Plan your Milestones
Now that you have your roadmap, it’s time to think what steps you need to take to reach your goal.
For each of the needs you identified when making your roadmap, think of what you need to do to get them in place. Which of those can be done in parallel? And, which of them can only start after one of the other actions is complete?
It’s like a puzzle. You want to keep it as simple as possible for your teams sake. The simpler you describe your steps the more likely your team be able to follow.
It helps to write your milestones as actions that result in concrete deliverables.
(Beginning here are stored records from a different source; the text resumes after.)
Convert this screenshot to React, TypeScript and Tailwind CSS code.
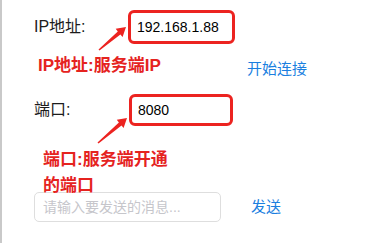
import React from 'react';

const font = { fontFamily: '"Liberation Sans", "Noto Sans CJK SC", sans-serif' };

const Callout: React.FC<{ children: React.ReactNode; className?: string }> = ({ children, className }) => (
  <div
    className={`relative z-10 font-bold text-[17px] text-[#e5231f] [text-shadow:0_0_2px_#fff,0_0_1px_#fff] ${className ?? ''}`}
  >
    {children}
  </div>
);

const App: React.FC = () => {
  return (
    <div className="relative w-[376px] h-[243px] bg-white border-l-2 border-[#c9c9c9] overflow-hidden" style={font}>
      <div className="flex flex-col pl-[32px]">
        {/* IP row */}
        <div className="flex items-center mt-[10px]">
          <span className="w-[94px] text-[16px] text-[#1c1c1c]">IP地址:</span>
          <div className="w-[107px] h-[34px] flex items-center pl-[6px] border-[3px] border-[#ec2320] rounded-[6px] text-[14px] text-black">
            192.168.1.88
          </div>
        </div>

        <div className="flex items-center mt-[12px] h-[20px]">
          <Callout className="w-[213px] pl-[4px] leading-[20px]">IP地址:服务端IP</Callout>
          <span className="text-[15px] text-[#1b7fdf] mt-[6px]">开始连接</span>
        </div>

        {/* Port row */}
        <div className="flex items-center mt-[18px]">
          <span className="w-[95px] text-[16px] text-[#1c1c1c]">端口:</span>
          <div className="w-[104px] h-[32px] flex items-center pl-[6px] border-[3px] border-[#ec2320] rounded-[6px] text-[14px] text-black">
            8080
          </div>
        </div>

        <Callout className="mt-[21px] pl-[9px] leading-[26px]">
          端口:服务端开通
          <br />
          的端口
        </Callout>

        {/* Send row */}
        <div className="flex items-center mt-[-7px]">
          <div className="w-[187px] h-[30px] flex items-center pl-[8px] border border-[#dedede] rounded-[5px] text-[14px] text-[#c6c6cb]">
            请输入要发送的消息...
          </div>
          <span className="ml-[30px] text-[15px] text-[#1b7fdf]">发送</span>
        </div>
      </div>

      {/* annotation arrows */}
      <svg className="absolute inset-0 pointer-events-none" width="376" height="243" viewBox="-2 0 376 243">
        <polygon
          fill="#ec2320"
          points="95.5,50.6 116.4,34.4 118.6,37 122,27 111.7,28.8 113.8,31.4 94.5,49.4"
        />
        <polygon
          fill="#ec2320"
          points="94.5,143.6 117.5,125.4 119.6,128 123,118 112.8,119.8 114.9,122.4 93.5,142.4"
        />
      </svg>
    </div>
  );
};

export default App;
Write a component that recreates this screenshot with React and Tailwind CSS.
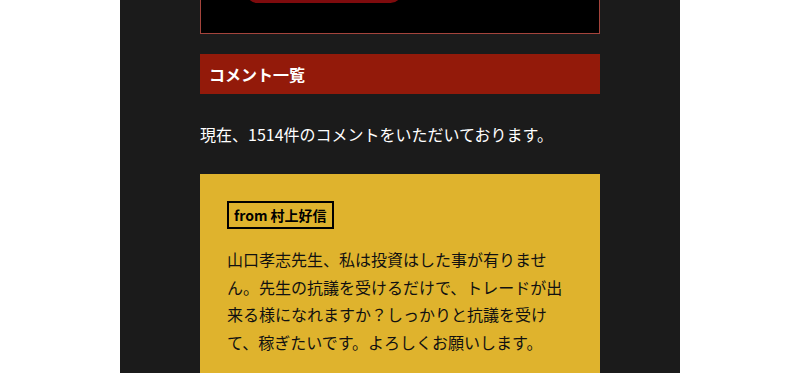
export default function App() {
  return (
    <div className="w-[800px] h-[373px] overflow-hidden bg-white flex justify-center" style={{ fontFamily: '"Noto Sans CJK JP", "Noto Sans", sans-serif' }}>
      <div className="w-[560px] bg-[#1b1b1b] flex flex-col items-center">
        <div className="w-[400px]">
          <div className="h-[34px] bg-black border-x border-b border-[#a5443c] overflow-hidden">
            <div className="ml-[45px] mt-[-20px] w-[156px] h-[23px] rounded-full bg-[#7e0b0d]"></div>
          </div>
          <div className="mt-5 h-[40px] bg-[#931a0a] flex items-center pl-[9px]">
            <h2 className="text-white font-bold text-[16px] leading-none">コメント一覧</h2>
          </div>
          <p className="mt-[28px] text-white text-[16px] leading-[24px]">現在、1514件のコメントをいただいております。</p>
          <div className="mt-[28px] bg-[#dfb32d] px-[27px] pt-[27px] pb-8">
            <div className="inline-flex items-center h-[28px] px-[5px] border-2 border-black text-black font-bold text-[14px] leading-none">from 村上好信</div>
            <p className="mt-[17px] text-[#111] text-[16px] leading-[1.72]">山口孝志先生、私は投資はした事が有りません。先生の抗議を受けるだけで、トレードが出来る様になれますか？しっかりと抗議を受けて、稼ぎたいです。よろしくお願いします。</p>
          </div>
        </div>
      </div>
    </div>
  );
}
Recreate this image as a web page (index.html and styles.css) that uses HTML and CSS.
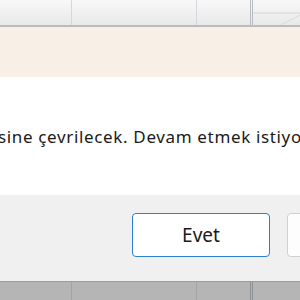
FILE: index.html
```html
<!doctype html>
<html>
<head>
<link rel="stylesheet" href="styles.css">
</head>
<body>
<div class="sheet top">
	<div class="cell c1"></div>
	<div class="cell c2"></div>
	<div class="cell c3"></div>
	<div class="cell c4">
		<svg width="47" height="25" viewBox="0 0 47 25"><line x1="0" y1="13" x2="47" y2="13" stroke="#d4d4dc" stroke-width="1"/><line x1="28" y1="25" x2="47" y2="15" stroke="#d8d8e0" stroke-width="1"/></svg>
	</div>
</div>
<div class="dialog">
	<div class="band"></div>
	<div class="body">
		<p class="msg">sine çevrilecek. Devam etmek istiyor musunuz?</p>
	</div>
	<div class="footer">
		<button class="btn primary">Evet</button>
		<button class="btn">Hayır</button>
	</div>
</div>
<div class="sheet bottom">
	<div class="cell c1"></div>
	<div class="cell c2"></div>
	<div class="cell c3"></div>
	<div class="cell c4"></div>
</div>
</body>
</html>
```
FILE: styles.css
```css
html, body {
	margin: 0;
	padding: 0;
	overflow: hidden;
	height: 300px;
	font-family: "Noto Sans", "Open Sans", sans-serif;
}
.sheet {
	display: flex;
}
.sheet.top {
	height: 25px;
	background: linear-gradient(#f8f8f8, #e9e9e9);
	border-bottom: 2px solid #bcbcbc;
}
.sheet.bottom {
	height: 18px;
	background: #b5b5b5;
	border-top: 1px solid #9c9c9c;
}
.cell {
	flex: none;
}
.c1 {
	width: 71px;
	border-right: 1px solid #d6d6de;
}
.c2 {
	width: 124px;
	border-right: 1px solid #d6d6de;
}
.c3 {
	width: 53px;
	border-right: 3px double #b8bac4;
}
.c4 {
	flex: 1;
}
.c4 svg {
	display: block;
}
.sheet.bottom .c1,
.sheet.bottom .c2 {
	border-right-color: #a2a2a8;
}
.sheet.bottom .c3 {
	border-right-color: #8e9098;
}
.band {
	height: 50px;
	background: #f8efe6;
}
.body {
	height: 118px;
	background: #fff;
	overflow: hidden;
}
.msg {
	margin: 0 0 0 -2px;
	padding-top: 48px;
	white-space: nowrap;
	font-size: 17px;
	letter-spacing: 0.65px;
	line-height: 24px;
	color: #1a1a1a;
}
.footer {
	height: 86px;
	background: #f0f0f0;
	display: flex;
	gap: 17px;
	padding: 18px 0 0 132px;
	box-sizing: border-box;
	overflow: hidden;
}
.btn {
	flex: none;
	width: 138px;
	height: 44px;
	background: #fdfdfd;
	border: 1px solid #d0d0d0;
	border-radius: 4px;
	font-family: inherit;
	font-size: 19px;
	color: #1a1a1a;
}
.btn.primary {
	border: 1px solid #2a7fd4;
	background: #fff;
}
```
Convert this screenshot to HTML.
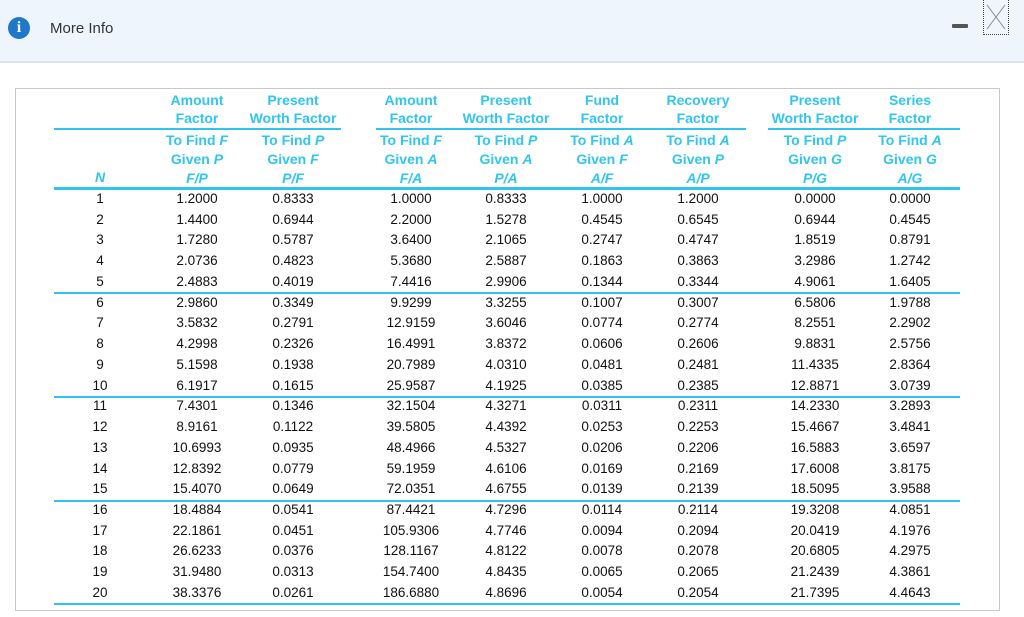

If we take the case of landing the first monkey on Mars. One of your needs would be to train the monkeys! So the milestones could look something like this:
- Monkeys recruited
- Manuals written
- Simulator training updated
- Monkey fully trained
Now this is a possible order of things, but of course you might think it’s smarter to not recruit the monkeys until all the training material is complete. It’s all going to depend on variables like budget, team availability, or resources that only might be available at a specific moment in your timeline.
It is important that the milestones on the roadmap are absolutely necessary to reach the goal. If they aren’t, they should be left out to avoid distraction. The more puzzle pieces you add to the mix the harder it is to follow.
Once you have all your milestones, it’s wise to challenge yourself on the timeline. Making them too unrealistic means you won’t reach milestones, you will keep pushing them back in time, and at some point your team will not take the roadmap seriously. Make them too easy and you’re team will not feel the pressure and gradually loose motivation.
It takes some practice. But when you get the hang of it, you’ll discover that creating a strategic roadmap will help you clarify your business challenge. Which in turn will make it that much easier to design your team. It will be a map to help focus your efforts, guide your decision making, and, ultimately, reach your goal.